『脳科学とどうつきあうか』

 ときどき顔を出していた南山大学の社倫研から刊行物を送っていただけるようになった。ありがとうございます。この冊子のもとになったイベントは行きたかったけど、スケジュール上行けなかったものなので、こうやって読めるのはとてもありがたい*1。これ、学生に読ませたいな*2
 余談になるが、面白かったのは「抑うつの現実主義」。「軽度のうつ傾向の人というのは悪いほうに歪めるのではなく、正確にものごとをとらえようとするのだということが明らかにされてきました」(102頁)。ただ、これ、軽うつの人に顕著な性向なのか、それとも、すでにうつになりやすい人にも確認できるパーソナリティなのか気になる。一方、たくさんのうつ病者を生みだしているであろう(同じ)組織にずっと所属し続けるとものの見方がゆがんで来やすくなると思うのだが、こちらはどれほど妥当性があるだろう?

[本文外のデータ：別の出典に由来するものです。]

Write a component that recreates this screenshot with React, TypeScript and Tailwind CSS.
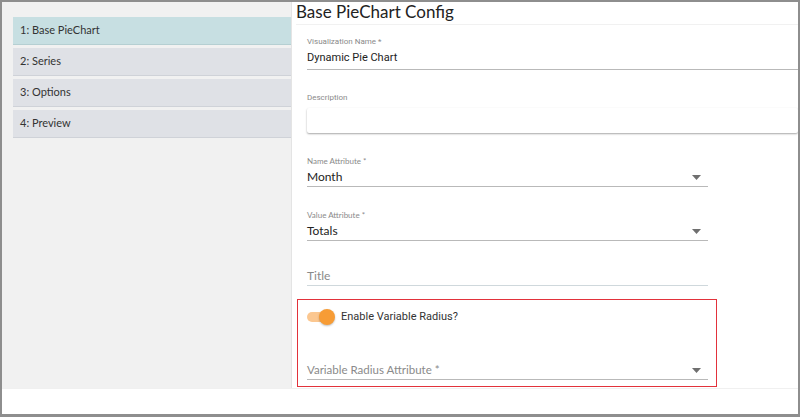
import React from "react";

const steps = ["1: Base PieChart", "2: Series", "3: Options", "4: Preview"];

const Caret: React.FC = () => (
  <svg width="9" height="5" viewBox="0 0 9 5" className="mr-[7px]">
    <path d="M0 0h9L4.5 5z" fill="#6f6f6f" />
  </svg>
);

const SelectField: React.FC<{ label?: string; value?: string; placeholder?: string; className?: string }> = ({
  label,
  value,
  placeholder,
  className = "",
}) => (
  <div className={`w-[401px] ${className}`}>
    {label && (
      <div className="h-[14px] text-[8px] leading-[14px] text-[#8a8a8a] font-['Lato',sans-serif]">{label}</div>
    )}
    <div className="flex h-[19px] items-center justify-between border-b border-[#b9b9b9]">
      <span
        className={`leading-[18px] font-['Lato',sans-serif] ${
          value ? "text-[12px] text-[#222]" : "text-[11.5px] text-[#8a8a8a]"
        }`}
      >
        {value ?? placeholder}
      </span>
      <Caret />
    </div>
  </div>
);

export default function App() {
  return (
    <div className="flex h-[417px] w-[800px] flex-col overflow-hidden border-x-2 border-t-2 border-b-[3px] border-[#8e8e8e] bg-white">
      <div className="flex h-[386px]">
        <aside className="flex w-[289px] shrink-0 flex-col gap-[3px] bg-[#f1f1f1] pl-[11px] pt-[15px]">
          {steps.map((s, i) => (
            <div
              key={s}
              className={`flex h-[28px] items-center border-b pl-[7px] text-[11px] text-[#333] font-['Lato',sans-serif] ${
                i === 0 ? "bg-[#c7dfe2] border-[#b5cfd2]" : "bg-[#dfe1e6] border-[#cfd2d8]"
              }`}
            >
              {s}
            </div>
          ))}
        </aside>

        <main className="flex flex-1 flex-col border-l border-[#e4e4e4] pl-[4px]">
          <h1 className="h-[23px] border-b border-[#f1f1f1] text-[17px] leading-[20px] text-[#222] font-['Lato',sans-serif]">
            Base PieChart Config
          </h1>

          <div className="flex flex-col pl-[11px]">
            <div className="mt-[10px]">
              <div className="h-[14px] text-[8px] leading-[14px] text-[#8a8a8a] font-['Roboto',sans-serif]">
                Visualization Name *
              </div>
              <div className="h-[21px] border-b border-[#b9b9b9] text-[11px] leading-[18px] text-[#222] font-['Roboto',sans-serif]">
                Dynamic Pie Chart
              </div>
            </div>

            <div className="mt-[21px]">
              <div className="h-[14px] text-[8px] leading-[14px] text-[#8a8a8a] font-['Roboto',sans-serif]">
                Description
              </div>
              <div className="mt-[3px] h-[25px] rounded-[2px] bg-white shadow-[0_1px_2px_rgba(0,0,0,0.35)]" />
            </div>

            <SelectField label="Name Attribute *" value="Month" className="mt-[21px]" />
            <SelectField label="Value Attribute *" value="Totals" className="mt-[21px]" />

            <div className="mt-[25px] h-[20px] w-[401px] border-b border-[#cfd8dc] text-[12px] leading-[19px] text-[#8a8a8a] font-['Lato',sans-serif]">
              Title
            </div>

            <div className="-ml-[10px] mt-[13px] w-[420px] border border-[#e2323b] pb-[6px] pl-[9px] pt-[7px]">
              <div className="flex h-[20px] items-center">
                <div className="relative h-[10px] w-[24px] rounded-full bg-[#fbc790]">
                  <div className="absolute -top-[3px] left-[12px] h-[16px] w-[16px] rounded-full bg-[#f79c35] shadow-[0_1px_2px_rgba(0,0,0,0.25)]" />
                </div>
                <span className="ml-[10px] text-[11px] text-[#333] font-['Roboto',sans-serif]">
                  Enable Variable Radius?
                </span>
              </div>
              <SelectField placeholder="Variable Radius Attribute *" className="mt-[34px]" />
            </div>
          </div>
        </main>
      </div>
      <div className="flex-1 border-t border-[#f0f0f0] bg-white" />
    </div>
  );
}
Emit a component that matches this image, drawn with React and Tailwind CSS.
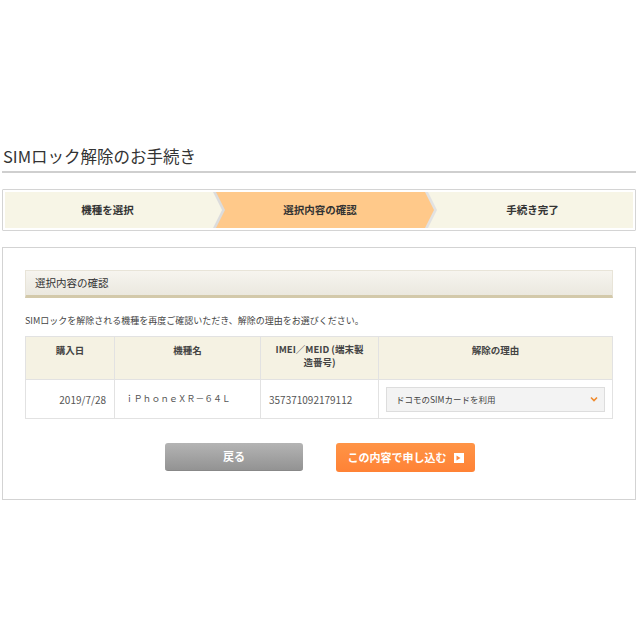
import React from "react";

const chevron =
  "[clip-path:polygon(0_0,calc(100%-9px)_0,100%_50%,calc(100%-9px)_100%,0_100%)]";

const App = () => {
  return (
    <div className="w-[640px] h-[640px] bg-white font-['Noto_Sans_CJK_JP','Noto_Sans',sans-serif] text-[#333]">
      <div className="pt-[144px] ml-[2px] w-[634px]">
        {/* Title */}
        <h1 className="pl-[1px] text-[16.5px] leading-[24px] pb-[3px] border-b-2 border-[#cfcfcf] text-[#333]">
          SIMロック解除のお手続き
        </h1>

        {/* Steps */}
        <div className="mt-[16px] h-[42px] border border-[#d4d4d4] p-[2px] bg-white rounded-[1px]">
          <div className="flex h-full">
            <div className={`relative z-20 w-[220px] shrink-0 bg-[#dcdcdc] ${chevron}`}>
              <div
                className={`h-full w-[217px] bg-[#f7f5e6] flex items-center justify-center pr-3 text-[10.5px] font-bold text-[#333] ${chevron}`}
              >
                機種を選択
              </div>
            </div>
            <div className={`relative z-10 -ml-[9px] w-[221px] shrink-0 bg-[#e2e2e2] ${chevron}`}>
              <div
                className={`h-full w-[218px] bg-[#ffc98a] flex items-center justify-center pr-[10px] text-[10.5px] font-bold text-[#333] ${chevron}`}
              >
                選択内容の確認
              </div>
            </div>
            <div className="-ml-[9px] flex-1 bg-[#f7f5e6] flex items-center justify-center pl-[4px] text-[10.5px] font-bold text-[#333]">
              手続き完了
            </div>
          </div>
        </div>

        {/* Panel */}
        <div className="mt-[16px] border border-[#d3d3d3] pt-[22px] pb-[27px] pl-[22px] pr-[22px]">
          <div className="h-[28px] border border-[#e8e4d8] border-b-[3px] border-b-[#d3c9aa] bg-gradient-to-b from-[#f6f4ef] to-[#ebe8df] flex items-center pl-[9px] text-[10.5px] text-[#333]">
            選択内容の確認
          </div>

          <p className="mt-[17px] text-[9px] leading-[12px] text-[#444]">
            SIMロックを解除される機種を再度ご確認いただき、解除の理由をお選びください。
          </p>

          <table className="mt-[9px] w-[588px] border-collapse text-[9.5px]">
            <thead>
              <tr className="h-[43px] bg-[#f5f2e3]">
                <th className="w-[89px] border border-[#e2e2e2] align-top pt-[6px] font-bold text-[#444]">
                  購入日
                </th>
                <th className="w-[146px] border border-[#e2e2e2] align-top pt-[6px] font-bold text-[#444]">
                  機種名
                </th>
                <th className="w-[118px] border border-[#e2e2e2] align-top pt-[6px] font-bold text-[#444] leading-[13px]">
                  IMEI／MEID (端末製
                  <br />
                  造番号)
                </th>
                <th className="border border-[#e2e2e2] align-top pt-[6px] font-bold text-[#444]">
                  解除の理由
                </th>
              </tr>
            </thead>
            <tbody>
              <tr className="h-[39px]">
                <td className="border border-[#e2e2e2] text-right pr-[8px] text-[10px] text-[#555]">
                  2019/7/28
                </td>
                <td className="border border-[#e2e2e2] pl-[10px] text-[8.8px] text-[#555]">
                  ｉＰｈｏｎｅＸＲ－６４Ｌ
                </td>
                <td className="border border-[#e2e2e2] pl-[8px] text-[10px] text-[#555]">
                  357371092179112
                </td>
                <td className="border border-[#e2e2e2] px-[7px]">
                  <div className="h-[25px] bg-[#f3f3f3] border border-[#dddddd] flex items-center justify-between pl-[9px] pr-[6px] text-[8.5px] text-[#444]">
                    <span>ドコモのSIMカードを利用</span>
                    <svg width="8" height="6" viewBox="0 0 8 6">
                      <path d="M1 1.5 L4 4.5 L7 1.5" fill="none" stroke="#f08a2c" strokeWidth="1.6" />
                    </svg>
                  </div>
                </td>
              </tr>
            </tbody>
          </table>

          <div className="mt-[24px] flex justify-center gap-[33px] pl-[2px]">
            <button className="w-[138px] h-[28px] rounded-[3px] bg-gradient-to-b from-[#b4b4b4] to-[#939393] border-b border-[#888] text-white text-[11px] font-bold">
              戻る
            </button>
            <button className="w-[139px] h-[29px] rounded-[3px] bg-gradient-to-b from-[#ff9446] to-[#ff8235] text-white text-[11px] font-bold flex items-center justify-center gap-[7px]">
              この内容で申し込む
              <span className="w-[10px] h-[10px] bg-white flex items-center justify-center">
                <svg width="5" height="6" viewBox="0 0 5 6">
                  <path d="M0.5 0.5 L4.5 3 L0.5 5.5 Z" fill="#ff8a3d" />
                </svg>
              </span>
            </button>
          </div>
        </div>
      </div>
    </div>
  );
};

export default App;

 脳科学にかぎらず、いま原発地震がそうなわけですが、あるいは自然科学にかぎらず、われわれの大半は専門的な知識を持たずに、いろんな専門領域にかかわることがらと接していかなければならないわけで、そうすると、そのすべてを各人が責任を持って判断することなんてできない。だから、地震原発なら、まずは「専門家」や「知識人」の果たすべき役割があって*3、そして適切な情報提供と情報解釈を行う科学ジャーナリズムの重要性があって、そして、実際には、様々な情報が垂れ流されているわけだから(不安感を煽るいい加減な記事を載せてる週刊誌はいくらもありますな)、それをある程度吟味できるような推論能力みたいなものを各自が身につける必要がそれぞれあるわけだが、事態はなかながそういう方向には行っていないというのを、改めて実感せざるをえない。
 ところで、この本には社会学者は出て来ない。話をデマというかたちににしぼらないで、科学社会学者の出番があってよいと思うのだが。